The A4S3 sequence following Ross’s arrival is one of the most carefully constructed pieces of dramatic contrast in the play. Ross has arrived from Scotland with news of the slaughter of Macduff’s family, and the scene gives Macduff’s response and Malcolm’s response different functions.
Macduff’s response is given the play’s most extended piece of emotional registration: the "He has no children" line, the disbelieving "All my pretty ones? / Did you say all?", the insistence that he "must also feel it as a man." Malcolm’s response works differently. His first line, "Merciful heaven!", registers the appropriate horror, but his subsequent interventions immediately convert the news from private grief into a political resource. The instruction that follows makes the political function explicit:
Be this the whetstone of your sword: let grief
Convert to anger; blunt not the heart, enrage it.
(Act 4, Scene 3)
Shakespeare Retold (Modern Verse)
Sharpen your sword upon this stone; let grief
Convert to wrath. Your heart must rage, not break.
The metaphor is exact. Macduff’s grief is to be sharpened, not absorbed – to become the cutting edge of the vengeance that will, in the play’s broader arc, kill Macbeth. The page-level reading is sympathetic: Malcolm is doing the necessary work of converting a personal tragedy into the engine of legitimate restoration, and the response demonstrates his fitness for a kingship that depends on exactly this capacity. The complicating reading is more pointed: Malcolm’s instinct is to instrumentalise grief before Macduff has had the space to feel it, and Macduff’s gentle correction – "I shall do so; / But I must also feel it as a man" – is the play’s quiet evidence that Malcolm’s political register is, at this moment, insufficient on its own.
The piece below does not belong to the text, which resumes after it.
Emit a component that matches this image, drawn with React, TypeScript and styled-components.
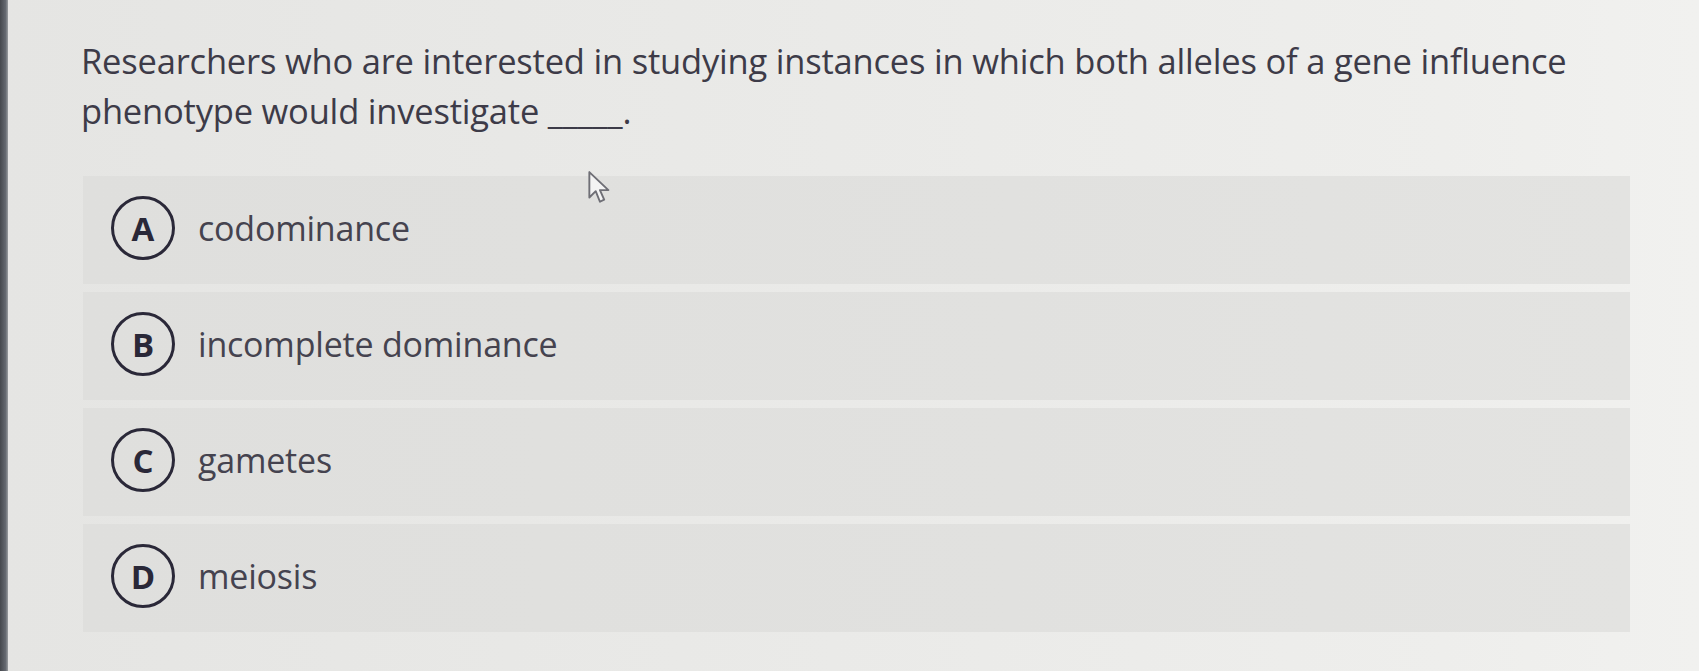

By the play’s end, on the evidence of his closing speech, Malcolm has absorbed the lesson Macduff has taught him.
What does Malcolm’s final speech signify for the future of Scotland?
The A5S8 closing speech reconstitutes the political order on the foundation that Macbeth’s regicide had violated. Macduff has entered with Macbeth’s severed head and proclaimed Malcolm king, the assembled thanes have confirmed the accession with "Hail, King of Scotland!", and the floor is open for Malcolm’s first speech as monarch.
Malcolm’s first decision is to reward the loyal nobles, elevating the Scottish thanedoms to the new English title of "earl" – a structural realignment with the English political vocabulary credited historically to Malcolm III Canmore. His second is the recall of the exiled friends "that fled the snares of watchful tyranny," the reversal of the network of spies through which Macbeth had ruled. His third is the public commitment to justice, in which he names Macbeth and Lady Macbeth with the formal denunciations that establish the moral framework within which the previous reign will be remembered:
Producing forth the cruel ministers
Of this dead butcher and his fiend-like queen,
Who, as ’tis thought, by self and violent hands
Took off her life…
(Act 5, Scene 8)
Shakespeare Retold (Modern Verse)
And seeking justice for the cruel agents
Of this dead butcher and his wretched queen,
Who, it’s assumed, by her own violent hand
Took her own life…
The phrases "dead butcher" and "fiend-like queen" are the formal historical record being established in real time: the previous reign is named as illegitimate, criminal, and over. The closing invitation – "So thanks to all at once and to each one, / Whom we invite to see us crowned at Scone" – completes the arc the play has traced since A1S2, ending with a public coronation witnessed by the surviving thanes and grounded in the legitimate succession Duncan had named. The deeper question, which Susan Snyder’s Folger reading raises, is whether the restoration is morally as well as politically complete: Malcolm’s A4S3 self-accusations leave a residue that the closing speech’s formal courtesy does not entirely dispel, and the play permits both the sympathetic "ideal king" reading and the more pointed one.